THE REQUEST
Say how many lines hold the string "React", and nothing more.

GIVEN INFORMATION
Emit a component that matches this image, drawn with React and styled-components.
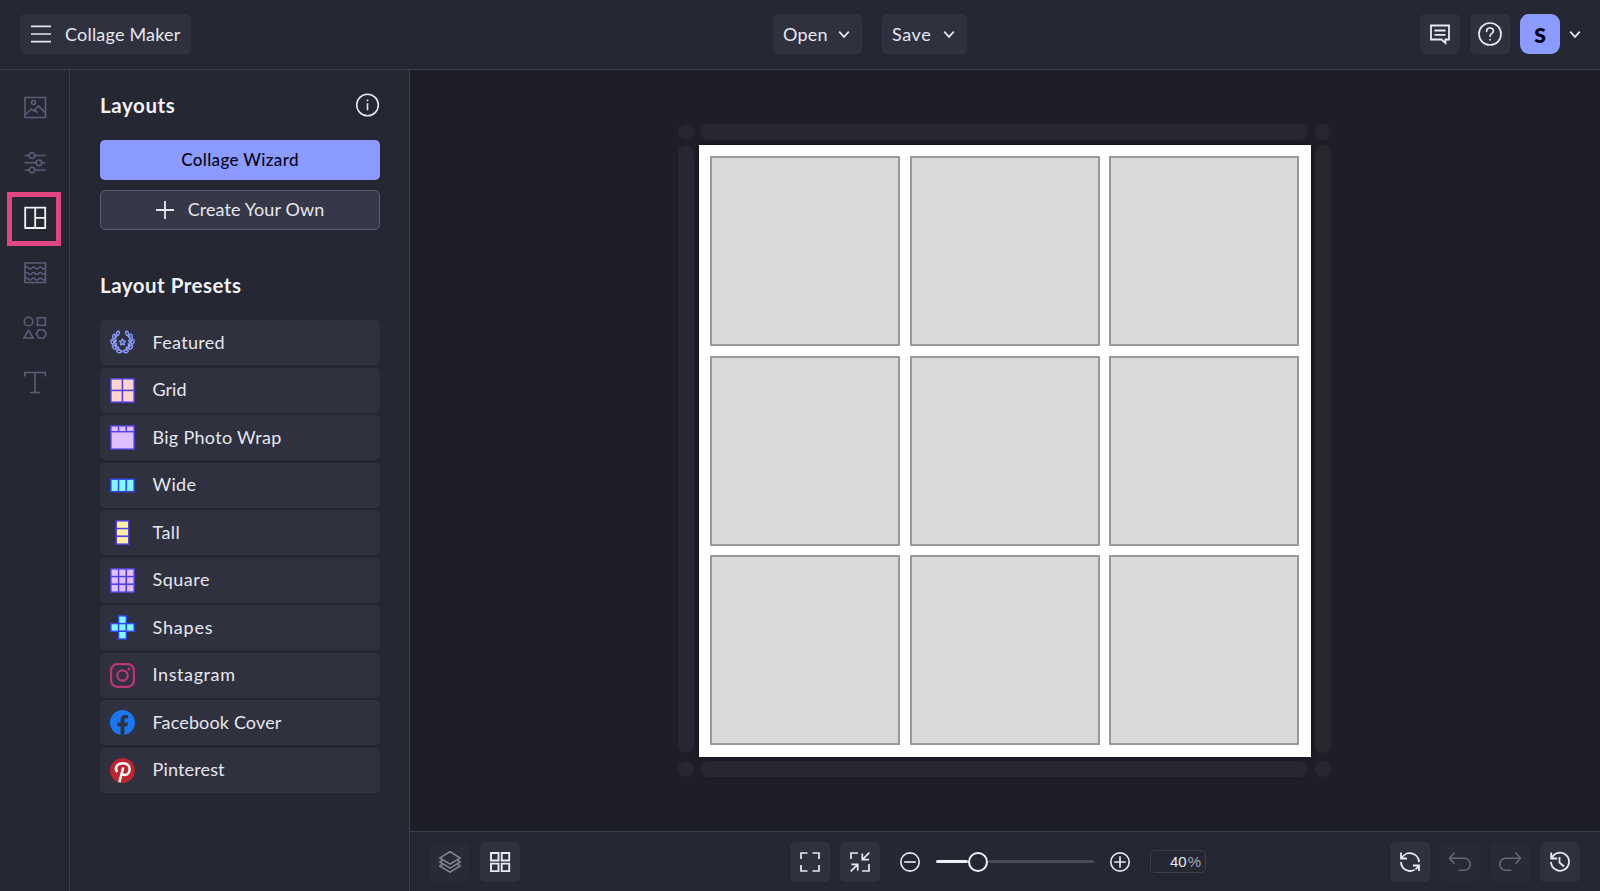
import React, { useState } from 'react';
import styled, { createGlobalStyle, css } from 'styled-components';

const GlobalStyle = createGlobalStyle`
* {
  box-sizing: border-box;
}

body {
  margin: 0;
  overflow: hidden;
  background-color: #1e1e27;
  font-family: Lato, 'Open Sans', sans-serif;
  color: #e6e7ef;
}

button {
  font-family: inherit;
  color: inherit;
  border: none;
  padding: 0;
  cursor: pointer;
}

svg {
  display: block;
  flex-shrink: 0;
}
`;

const Page = styled.div`
display: flex;
flex-direction: column;
height: 100vh;
`;

const Header = styled.header`
display: flex;
align-items: center;
height: 70px;
padding: 0 19px 1px 20px;
background-color: #252732;
border-bottom: 1px solid #3c3e4b;
`;

const HeaderButton = styled.button`
display: flex;
align-items: center;
justify-content: space-between;
width: ${props => props.$width}px;
height: 40px;
padding: 0 ${props => props.$right || 12}px 0 ${props => props.$left || 10}px;
border-radius: 5px;
background-color: #2f313e;
font-size: 18px;
letter-spacing: ${props => props.$spacing || 0}px;
`;

const FileActions = styled.div`
display: flex;
gap: 20px;
margin-left: 582.5px;
`;

const UserActions = styled.div`
display: flex;
align-items: center;
gap: 10px;
margin-left: auto;
`;

const IconButton = styled.button`
display: flex;
align-items: center;
justify-content: center;
width: 40px;
height: 40px;
border-radius: 5px;
background-color: ${props => (props.disabled ? '#282a35' : '#2f313e')};
color: ${props => (props.disabled ? props.$dim || '#656774' : '#e9eaf2')};
`;

const Avatar = styled.div`
width: 40px;
height: 40px;
margin-right: -1px;
border-radius: 9px;
background-color: #8b9bff;
color: #05051a;
font-size: 21px;
font-weight: 800;
line-height: 41px;
text-align: center;
`;

const Body = styled.div`
display: flex;
flex: 1;
min-height: 0;
`;

const Rail = styled.nav`
display: flex;
flex-direction: column;
gap: 1px;
width: 70px;
padding: 12px 0 0 7px;
background-color: #252732;
border-right: 1px solid #3c3e4b;
`;

const RailButton = styled.button`
display: flex;
align-items: center;
justify-content: center;
width: 54px;
height: 54px;
padding: 0 0 3px 1px;
background: none;
color: #5b5d79;

${props => props.$active && css`
  color: #f4f4f8;
  border: 5px solid #e2457f;
`}
`;

const Panel = styled.aside`
width: 340px;
padding: 20px 29px 0 30px;
background-color: #252732;
border-right: 1px solid #3c3e4b;
`;

const PanelHeading = styled.div`
display: flex;
align-items: center;
justify-content: space-between;
height: 30px;
margin-bottom: 20px;
`;

const Title = styled.h2`
margin: 0;
font-size: 20.5px;
font-weight: 700;
line-height: 30px;
letter-spacing: ${props => props.$spacing}px;
color: #f1f2f8;
`;

const WizardButton = styled.button`
display: block;
width: 100%;
height: 40px;
padding-bottom: 2px;
border-radius: 5px;
background-color: #8b9bff;
color: #05051a;
font-size: 17px;
font-weight: 500;
letter-spacing: 0.35px;
`;

const CreateButton = styled.button`
display: flex;
align-items: center;
justify-content: center;
gap: 14px;
width: 100%;
height: 40px;
margin: 10px 0 40px;
padding: 0 0 1px;
border-radius: 5px;
background-color: #363847;
font-size: 18px;
letter-spacing: 0.1px;

&& {
  border: 1px solid #5b5d78;
}

span {
  padding-bottom: 1px;
}
`;

const PresetList = styled.div`
display: flex;
flex-direction: column;
gap: 2.5px;
margin-top: 20px;
`;

const PresetButton = styled.button`
display: flex;
align-items: center;
gap: 17.5px;
height: 45px;
padding: 0 10px;
border-radius: 5px;
background-color: #2f313e;
font-size: 18px;
letter-spacing: ${props => props.$spacing}px;

span {
  padding-bottom: 2px;
}
`;

const Main = styled.main`
display: flex;
flex-direction: column;
flex: 1;
`;

const Workspace = styled.div`
display: grid;
place-content: center;
grid-template: 17px 612px 16px / 17px 612px 16px;
gap: 4px;
flex: 1;
padding-right: 1px;
`;

const Dot = styled.div`
width: 16px;
height: 16px;
border-radius: 50%;
background-color: #262731;
`;

const EdgeBar = styled.div`
width: ${props => (props.$vertical ? '16px' : '608px')};
height: ${props => (props.$vertical ? '608px' : '16px')};
margin-left: ${props => (props.$vertical ? 0 : 1)}px;
border-radius: 8px;
background-color: #262731;
`;

const Collage = styled.div`
display: grid;
grid-template: repeat(3, 190px) / repeat(3, 190px);
gap: 9.6px 9.7px;
padding: 11px;
background-color: #fff;
box-shadow: 0 0 5px rgba(0, 0, 0, 0.5);
`;

const Cell = styled.div`
background-color: #d9d9d9;
border: 2px solid #999;
`;

const Footer = styled.footer`
display: flex;
align-items: center;
gap: 10px;
height: 60px;
padding: 1px 20px 0;
background-color: #252732;
border-top: 1px solid #3c3e4b;
`;

const ZoomTools = styled.div`
display: flex;
align-items: center;
gap: 10px;
margin-left: 260px;
`;

const RoundButton = styled.button`
width: 20px;
height: 20px;
margin: 0 0 1px ${props => props.$before}px;
background: none;
`;

const Slider = styled.div`
display: flex;
align-items: center;
width: 158px;
height: 20px;
margin: 0 0 1px 6px;
`;

const Track = styled.div`
height: 3px;
border-radius: 2px;
background-color: ${props => (props.$filled ? '#f1f2f8' : '#494b5d')};
flex: ${props => (props.$filled ? 'none' : 1)};
`;

const Knob = styled.div`
width: 20px;
height: 20px;
border: 2px solid #f1f2f8;
border-radius: 50%;
`;

const ZoomField = styled.div`
display: flex;
align-items: center;
justify-content: flex-end;
gap: 1px;
width: 56px;
height: 23px;
margin: 0 0 1px 10px;
padding: 0 4px 1px 0;
border: 1px solid #3c3e4c;
border-radius: 5px;
font-family: 'Liberation Sans', sans-serif;
font-size: 15px;

span {
  color: #a3a5bd;
}
`;

const HistoryTools = styled.div`
display: flex;
gap: 10px;
margin-left: auto;
`;

const Icon = ({ size = 24, w = 1.5, round, children }) => (
  <svg
    width={size}
    height={size}
    viewBox="0 0 24 24"
    fill="none"
    stroke="currentColor"
    strokeWidth={w}
    strokeLinecap={round ? 'round' : 'butt'}
    strokeLinejoin={round ? 'round' : 'miter'}
  >
    {children}
  </svg>
);

const Chevron = () => (
  <svg width="12" height="12" viewBox="0 0 12 12" fill="none" stroke="currentColor" strokeWidth="1.7">
    <path d="M1.2 3.6 6 8.9l4.8-5.3" />
  </svg>
);

const railIcons = [
  {
    id: 'Image Manager',
    icon: (
      <>
        <path d="M2 1.5h20.5v20H2zM2.5 18.5l6-5.5 3 2.6M10.5 15l5-5 6.500 6.500M11.500 14l3 2.700" />
        <circle cx="10.5" cy="6.5" r="2" />
      </>
    ),
  },
  {
    id: 'Customize',
    icon: (
      <>
        <path d="M1.5 4.5h4.500M12 4.500h10.500M1.500 11.800h11.500M19 11.800h3.500M1.500 19h4.500M12 19h10.500" />
        <circle cx="9" cy="4.5" r="2.8" />
        <circle cx="16" cy="11.8" r="2.8" />
        <circle cx="9" cy="19" r="2.8" />
      </>
    ),
  },
  { id: 'Layouts', icon: <path d="M2.2 1.7h20v20.300h-20zM12.200 1.700v20.300M12.200 11.800h10" /> },
  {
    id: 'Patterns',
    icon: (
      <>
        <path d="M2 2h20.500v19.500H2z" />
        <path d="M2 7q1.700-2 3.400 0t3.400 0 3.400 0 3.400 0 3.400 0 3.400 0M2 12.500q1.700-2 3.400 0t3.400 0 3.400 0 3.400 0 3.400 0 3.400 0M2 18q1.700-2 3.400 0t3.400 0 3.400 0 3.400 0 3.400 0 3.400 0" />
      </>
    ),
  },
  {
    id: 'Graphics',
    icon: (
      <>
        <circle cx="5.5" cy="5.5" r="4.3" />
        <path d="M14.500 1.700h7.800v7.500h-7.800zM5.500 14.300 10.200 22H.8zM15.700 13.800h5.200l2.400 4.100-2.400 4.100h-5.200l-2.400-4.100z" />
      </>
    ),
  },
  { id: 'Text', icon: <path d="M1.800 5.500V1.500h20.500V5.500M12 1.500v20M7 21.500h10" /> },
];

// each preset icon is a set of [x, y, w, h] tiles on a 25px square
const Tiles = ({ fill, stroke, tiles }) => (
  <svg width="25" height="25" viewBox="0 0 25 25" fill={fill} stroke={stroke} strokeWidth="1.4">
    {tiles.map(([x, y, w, h]) => (
      <rect key={`${x}-${y}`} x={x} y={y} width={w} height={h} />
    ))}
  </svg>
);

const thirds = [0.9, 8.6, 16.4];

// x, y and rotation of the leaves on one half of the wreath
const leaves = [
  [7.9, 3.3, 15],
  [4, 6.4, 4],
  [2.3, 11.8, -18],
  [4.3, 17.3, -42],
  [9, 21.3, -75],
];

const Laurel = () => (
  <svg width="25" height="25" viewBox="0 0 25 25" fill="none" stroke="#8b9bff" strokeWidth="1.4" strokeLinejoin="round">
    {['', 'translate(25 0) scale(-1 1)'].map(transform => (
      <g key={transform} transform={transform}>
        {leaves.map(([x, y, r]) => (
          <ellipse key={y} cx={x} cy={y} rx="1.3" ry="2.3" transform={`rotate(${r} ${x} ${y})`} />
        ))}
        <path d="M6.900 5.800C4.500 9 4.100 13 6.200 16.400c1.400 2.300 3.500 4 6.300 5.300M5 12.800l1.700-2.800M6.300 16.500l.3-3.200M9 19.400l-.8-3" />
      </g>
    ))}
    <path d="m12.500 9 .9 1.900 2.100.3-1.500 1.500.3 2.100-1.800-1-1.800 1 .3-2.100-1.500-1.500 2.100-.3z" />
  </svg>
);

const presets = [
  { name: 'Featured', spacing: 0.3, icon: <Laurel /> },
  {
    name: 'Grid',
    spacing: 0,
    icon: <Tiles fill="#ffd3ce" stroke="#5442e0" tiles={[[0.9, 0.9, 11.6, 11.6], [12.5, 0.9, 11.6, 11.6], [0.9, 12.5, 11.6, 11.6], [12.5, 12.5, 11.6, 11.6]]} />,
  },
  {
    name: 'Big Photo Wrap',
    spacing: 0.3,
    icon: <Tiles fill="#dfbfff" stroke="#5442e0" tiles={[...thirds.map(x => [x, 0.9, 7.7, 5.8]), [0.9, 6.7, 23.2, 17.4]]} />,
  },
  {
    name: 'Wide',
    spacing: 0.3,
    icon: <Tiles fill="#80f8ff" stroke="#3348e8" tiles={thirds.map(x => [x, 6.2, 7.7, 12.4])} />,
  },
  {
    name: 'Tall',
    spacing: 0.4,
    icon: <Tiles fill="#fff0a0" stroke="#5442e0" tiles={thirds.map(y => [6.3, y, 12.4, 7.7])} />,
  },
  {
    name: 'Square',
    spacing: 0.5,
    icon: <Tiles fill="#dfbfff" stroke="#5442e0" tiles={thirds.flatMap(y => thirds.map(x => [x, y, 7.7, 7.7]))} />,
  },
  {
    name: 'Shapes',
    spacing: 0.8,
    icon: <Tiles fill="#80f8ff" stroke="#3348e8" tiles={[[8.6, 0.9, 7.7, 7.7], ...thirds.map(x => [x, 8.6, 7.7, 7.7]), [8.6, 16.3, 7.7, 7.7]]} />,
  },
  {
    name: 'Instagram',
    spacing: 0.6,
    icon: (
      <svg width="25" height="25" viewBox="0 0 25 25" fill="none" stroke="#bd3778" strokeWidth="2.2">
        <rect x="1.1" y="1.1" width="22.8" height="22.8" rx="6.2" />
        <circle cx="12.5" cy="12.5" r="5.2" />
        <circle cx="19" cy="6" r="1.4" fill="#bd3778" stroke="none" />
      </svg>
    ),
  },
  {
    name: 'Facebook Cover',
    spacing: 0.15,
    icon: (
      <svg width="25" height="25" viewBox="0 0 24 24" fill="#1877f2">
        <path d="M24 12.073c0-6.627-5.373-12-12-12s-12 5.373-12 12c0 5.990 4.388 10.954 10.125 11.854v-8.385H7.078v-3.470h3.047V9.430c0-3.007 1.792-4.669 4.533-4.669 1.312 0 2.686.235 2.686.235v2.953H15.830c-1.491 0-1.956.925-1.956 1.874v2.250h3.328l-.532 3.470h-2.796v8.385C19.612 23.027 24 18.062 24 12.073z" />
      </svg>
    ),
  },
  {
    name: 'Pinterest',
    spacing: 0.15,
    icon: (
      <svg width="25" height="25" viewBox="0 0 25 25">
        <circle cx="12.5" cy="12.5" r="12.5" fill="#bd252e" />
        <path
          d="M7.300 14C4.200 10.200 6.600 5.400 12.900 5.300c4.300 0 6.900 2.500 6.800 5.700-.1 3.800-2.300 6.200-5 6.100-1.700-.1-2.800-1.300-2.500-2.600M13.200 9.500 9.400 24.200"
          fill="none"
          stroke="#fff"
          strokeWidth="2.5"
        />
      </svg>
    ),
  },
];

const App = () => {
  const [activeTab, setActiveTab] = useState('Layouts');
  const zoom = 40;

  return (
    <Page>
      <GlobalStyle />
      <Header>
        <HeaderButton $width={170.5} $left={11} $right={10} $spacing={0.2}>
          <svg width="20" height="18" viewBox="0 0 20 18" stroke="currentColor" strokeWidth="1.7">
            <path d="M0 1.300h20M0 9h20M0 16.600h20" />
          </svg>
          Collage Maker
        </HeaderButton>
        <FileActions>
          <HeaderButton $width={89} $spacing={0.2}>
            Open
            <Chevron />
          </HeaderButton>
          <HeaderButton $width={85} $spacing={0.6}>
            Save
            <Chevron />
          </HeaderButton>
        </FileActions>
        <UserActions>
          <IconButton aria-label="Feedback">
            <Icon w={1.8}>
              <path d="M3 3.500h18v14h-3.500V21l-4-3.500H3zM6.500 8.500h11M6.500 12.800h11" />
            </Icon>
          </IconButton>
          <IconButton aria-label="Help">
            <Icon w={1.7} round>
              <circle cx="12" cy="12" r="11" />
              <path d="M8.600 9.300c0-2.100 1.400-3.300 3.400-3.300s3.400 1.300 3.400 3c0 2.400-3.300 2.500-3.300 5.200M12.100 17.500v.300" />
            </Icon>
          </IconButton>
          <Avatar>S</Avatar>
          <Chevron />
        </UserActions>
      </Header>
      <Body>
        <Rail>
          {railIcons.map(({ id, icon }) => (
            <RailButton key={id} aria-label={id} $active={id === activeTab} onClick={() => setActiveTab(id)}>
              <Icon w={id === 'Layouts' ? 1.8 : 1.6}>{icon}</Icon>
            </RailButton>
          ))}
        </Rail>
        <Panel>
          <PanelHeading>
            <Title $spacing={0.6}>Layouts</Title>
            <Icon w={1.6}>
              <circle cx="11.5" cy="12" r="10.8" />
              <path d="M11.500 10.200v7M11.500 6.500v1.800" />
            </Icon>
          </PanelHeading>
          <WizardButton>Collage Wizard</WizardButton>
          <CreateButton>
            <svg width="18" height="18" viewBox="0 0 18 18" stroke="currentColor" strokeWidth="1.8">
              <path d="M0 9h18M9 0v18" />
            </svg>
            <span>Create Your Own</span>
          </CreateButton>
          <Title $spacing={0.5}>Layout Presets</Title>
          <PresetList>
            {presets.map(({ name, icon, spacing }) => (
              <PresetButton key={name} $spacing={spacing}>
                {icon}
                <span>{name}</span>
              </PresetButton>
            ))}
          </PresetList>
        </Panel>
        <Main>
          <Workspace>
            <Dot />
            <EdgeBar />
            <Dot />
            <EdgeBar $vertical />
            <Collage>
              {Array.from({ length: 9 }, (_, i) => (
                <Cell key={i} />
              ))}
            </Collage>
            <EdgeBar $vertical />
            <Dot />
            <EdgeBar />
            <Dot />
          </Workspace>
          <Footer>
            <IconButton disabled $dim="#85878f" aria-label="Layers">
              <Icon w={1.5}>
                <path d="M12 1.700 22.200 8 12 14.200 1.800 8zM4.500 10.200 1.800 12 12 18.200 22.200 12l-2.700-1.800M4.500 14.200 1.800 16 12 22.200 22.200 16l-2.700-1.800" />
              </Icon>
            </IconButton>
            <IconButton aria-label="Grid">
              <Icon w={1.9}>
                <path d="M3 3h7.500v7.500H3zM13.700 3h7.500v7.500h-7.500zM3 13.600h7.500v7.500H3zM13.700 13.600h7.500v7.500h-7.500z" />
              </Icon>
            </IconButton>
            <ZoomTools>
              <IconButton aria-label="Fit">
                <Icon w={1.7}>
                  <path d="M3 9V3h6.500M14.500 3H21v6M21 15v6h-6.500M9.500 21H3v-6" />
                </Icon>
              </IconButton>
              <IconButton aria-label="Shrink">
                <Icon w={1.7}>
                  <path d="M3 9V3h7M21 14v7h-7M21.300 2.700l-6.800 6.800M14.300 3.500v6.200h6.700M2.700 21.300l6.800-6.800M3.300 14.300h6.400v6.400" />
                </Icon>
              </IconButton>
              <RoundButton $before={10} aria-label="Zoom out">
                <Icon size={20} w={2}>
                  <circle cx="12" cy="12" r="11" />
                  <path d="M5 12h14" />
                </Icon>
              </RoundButton>
              <Slider>
                <Track $filled style={{ width: zoom * 0.8 }} />
                <Knob />
                <Track />
              </Slider>
              <RoundButton $before={6} aria-label="Zoom in">
                <Icon size={20} w={2}>
                  <circle cx="12" cy="12" r="11" />
                  <path d="M5 12h14M12 5v14" />
                </Icon>
              </RoundButton>
              <ZoomField>
                {zoom}
                <span>%</span>
              </ZoomField>
            </ZoomTools>
            <HistoryTools>
              <IconButton aria-label="Swap">
                <Icon w={1.8}>
                  <path d="M3 12a9 9 0 0 0 13.500 7.700M3.500 8.500A9.200 9.200 0 0 1 21 12M3 2.500v6h6M21 21v-5.500h-6M20.500 16l-3 3.500" />
                </Icon>
              </IconButton>
              <IconButton disabled aria-label="Undo">
                <Icon w={1.6} round>
                  <path d="M6 3.200 1.500 8.200l4.500 5M1.800 8.200h14.500a6 6 0 0 1 0 12h-5" />
                </Icon>
              </IconButton>
              <IconButton disabled aria-label="Redo">
                <Icon w={1.6} round>
                  <path d="m18 3.200 4.500 5-4.500 5M22.200 8.200H7.700a6 6 0 0 0 0 12h5" />
                </Icon>
              </IconButton>
              <IconButton aria-label="History">
                <Icon w={1.8}>
                  <path d="M3 12a9 9 0 1 0 .8-4M3.200 2.500V8.500h6M11.500 7v5.500l4.500 4" />
                </Icon>
              </IconButton>
            </HistoryTools>
          </Footer>
        </Main>
      </Body>
    </Page>
  );
};

export default App;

EXPECTED ANSWER
2